For the foregoing reasons, the district court is affirmed. So ordered.

As far as I can tell, WV Republicans were hoping that the blame for the initial cancellations (from the POV of those whose plans were cancelled) would fall upon President Obama, and that the blame for extending the plans (from the POV of the insurance carriers who had been hoping to pick up some market share from the cancelled enrollees) would also fall upon President Obama.

The problem is that Obama/HHS left it up to the states, which means that the fallout for both decisions--whether positive or negative--lay at the feet of the state, not the feds. This apparently led to some amount of embarrassment in the WV corridors of power, I take it.

Put another way, West Virginia sued President Obama for trusting West Virginia to make the right decision about how to handle the situation.

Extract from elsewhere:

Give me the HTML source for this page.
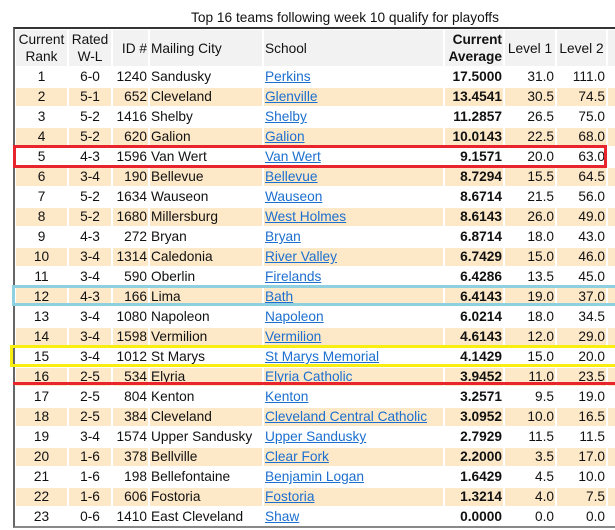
<!DOCTYPE html>
<html><head><style>
body{margin:0;width:615px;height:530px;overflow:hidden;background:#fff;font-family:"Liberation Sans",Arial,sans-serif;font-size:13.7px;color:#111;position:relative}
.title{position:absolute;left:0;top:10px;width:690px;text-align:center;font-size:13.7px}
.wrap{position:absolute;left:13px;top:27px;border-left:2px solid #666;border-top:2px solid #333;border-bottom:2px solid #888;width:620px;height:497px;overflow:hidden}
table{border-collapse:separate;border-spacing:2px;margin-left:-1px;margin-top:-1px}
td,th{padding:0 1px;height:18px;line-height:18px;white-space:nowrap;font-weight:normal}
th{background:#f2f2f2;height:36px;line-height:17px;vertical-align:middle}
tr:nth-child(odd) td{background:#fde8c8}
td.c{text-align:center}td.r{text-align:right}
td.b{font-weight:bold;text-align:right}
a{color:#1c6fcf;text-decoration:underline}
.box{position:absolute;border-style:solid;box-sizing:border-box}
</style></head><body>
<div class="title">Top 16 teams following week 10 qualify for playoffs</div>
<div class="wrap"><table>
<tr><th style="width:49px">Current<br>Rank</th><th style="width:40px">Rated<br>W-L</th><th style="width:33px;text-align:right">ID #</th><th style="width:110px;text-align:left">Mailing City</th><th style="width:177px;text-align:left">School</th><th style="width:56px;text-align:right;font-weight:bold">Current<br>Average</th><th style="width:48px">Level 1</th><th style="width:47px">Level 2</th><th style="width:20px"></th></tr>
<tr><td class="c">1</td><td class="c">6-0</td><td class="r">1240</td><td>Sandusky</td><td><a>Perkins</a></td><td class="b">17.5000</td><td class="r">31.0</td><td class="r">111.0</td><td></td></tr>
<tr><td class="c">2</td><td class="c">5-1</td><td class="r">652</td><td>Cleveland</td><td><a>Glenville</a></td><td class="b">13.4541</td><td class="r">30.5</td><td class="r">74.5</td><td></td></tr>
<tr><td class="c">3</td><td class="c">5-2</td><td class="r">1416</td><td>Shelby</td><td><a>Shelby</a></td><td class="b">11.2857</td><td class="r">26.5</td><td class="r">75.0</td><td></td></tr>
<tr><td class="c">4</td><td class="c">5-2</td><td class="r">620</td><td>Galion</td><td><a>Galion</a></td><td class="b">10.0143</td><td class="r">22.5</td><td class="r">68.0</td><td></td></tr>
<tr><td class="c">5</td><td class="c">4-3</td><td class="r">1596</td><td>Van Wert</td><td><a>Van Wert</a></td><td class="b">9.1571</td><td class="r">20.0</td><td class="r">63.0</td><td></td></tr>
<tr><td class="c">6</td><td class="c">3-4</td><td class="r">190</td><td>Bellevue</td><td><a>Bellevue</a></td><td class="b">8.7294</td><td class="r">15.5</td><td class="r">64.5</td><td></td></tr>
<tr><td class="c">7</td><td class="c">5-2</td><td class="r">1634</td><td>Wauseon</td><td><a>Wauseon</a></td><td class="b">8.6714</td><td class="r">21.5</td><td class="r">56.0</td><td></td></tr>
<tr><td class="c">8</td><td class="c">5-2</td><td class="r">1680</td><td>Millersburg</td><td><a>West Holmes</a></td><td class="b">8.6143</td><td class="r">26.0</td><td class="r">49.0</td><td></td></tr>
<tr><td class="c">9</td><td class="c">4-3</td><td class="r">272</td><td>Bryan</td><td><a>Bryan</a></td><td class="b">6.8714</td><td class="r">18.0</td><td class="r">43.0</td><td></td></tr>
<tr><td class="c">10</td><td class="c">3-4</td><td class="r">1314</td><td>Caledonia</td><td><a>River Valley</a></td><td class="b">6.7429</td><td class="r">15.0</td><td class="r">46.0</td><td></td></tr>
<tr><td class="c">11</td><td class="c">3-4</td><td class="r">590</td><td>Oberlin</td><td><a>Firelands</a></td><td class="b">6.4286</td><td class="r">13.5</td><td class="r">45.0</td><td></td></tr>
<tr><td class="c">12</td><td class="c">4-3</td><td class="r">166</td><td>Lima</td><td><a>Bath</a></td><td class="b">6.4143</td><td class="r">19.0</td><td class="r">37.0</td><td></td></tr>
<tr><td class="c">13</td><td class="c">3-4</td><td class="r">1080</td><td>Napoleon</td><td><a>Napoleon</a></td><td class="b">6.0214</td><td class="r">18.0</td><td class="r">34.5</td><td></td></tr>
<tr><td class="c">14</td><td class="c">3-4</td><td class="r">1598</td><td>Vermilion</td><td><a>Vermilion</a></td><td class="b">4.6143</td><td class="r">12.0</td><td class="r">29.0</td><td></td></tr>
<tr><td class="c">15</td><td class="c">3-4</td><td class="r">1012</td><td>St Marys</td><td><a>St Marys Memorial</a></td><td class="b">4.1429</td><td class="r">15.0</td><td class="r">20.0</td><td></td></tr>
<tr><td class="c">16</td><td class="c">2-5</td><td class="r">534</td><td>Elyria</td><td><a>Elyria Catholic</a></td><td class="b">3.9452</td><td class="r">11.0</td><td class="r">23.5</td><td></td></tr>
<tr><td class="c">17</td><td class="c">2-5</td><td class="r">804</td><td>Kenton</td><td><a>Kenton</a></td><td class="b">3.2571</td><td class="r">9.5</td><td class="r">19.0</td><td></td></tr>
<tr><td class="c">18</td><td class="c">2-5</td><td class="r">384</td><td>Cleveland</td><td><a>Cleveland Central Catholic</a></td><td class="b">3.0952</td><td class="r">10.0</td><td class="r">16.5</td><td></td></tr>
<tr><td class="c">19</td><td class="c">3-4</td><td class="r">1574</td><td>Upper Sandusky</td><td><a>Upper Sandusky</a></td><td class="b">2.7929</td><td class="r">11.5</td><td class="r">11.5</td><td></td></tr>
<tr><td class="c">20</td><td class="c">1-6</td><td class="r">378</td><td>Bellville</td><td><a>Clear Fork</a></td><td class="b">2.2000</td><td class="r">3.5</td><td class="r">17.0</td><td></td></tr>
<tr><td class="c">21</td><td class="c">1-6</td><td class="r">198</td><td>Bellefontaine</td><td><a>Benjamin Logan</a></td><td class="b">1.6429</td><td class="r">4.5</td><td class="r">10.0</td><td></td></tr>
<tr><td class="c">22</td><td class="c">1-6</td><td class="r">606</td><td>Fostoria</td><td><a>Fostoria</a></td><td class="b">1.3214</td><td class="r">4.0</td><td class="r">7.5</td><td></td></tr>
<tr><td class="c">23</td><td class="c">0-6</td><td class="r">1410</td><td>East Cleveland</td><td><a>Shaw</a></td><td class="b">0.0000</td><td class="r">0.0</td><td class="r">0.0</td><td></td></tr>
</table></div>
<div class="box" style="left:13px;top:145px;width:594px;height:23px;border-width:3px;border-color:#e8242c"></div>
<div class="box" style="left:12px;top:285px;width:610px;height:21px;border-width:3px;border-color:#8fd0e0"></div>
<div class="box" style="left:10px;top:345px;width:610px;height:22px;border-width:3px;border-color:#f8ee10"></div>
<div style="position:absolute;left:13px;top:382px;width:602px;height:3px;background:#e8242c"></div>
</body></html>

As an aside, I should also note that, as I've stated several times in the past, President Obama's "If you like it you can keep it" statement would have been an impossible promise to keep regardless of how the ACA had been written, for a simple reason: Insurance companies drop one plan and replace it with another all the time, just like no one expects Apple to keep selling the same model of iPhone model for eternity. Even if the ACA had allowed existing noncompliant plans to remain in force forever, sooner or later those plans would have been discontinued by the carrier for various business reasons, including changing marketing strategies, mergers/acquisitions or going out of business altogether.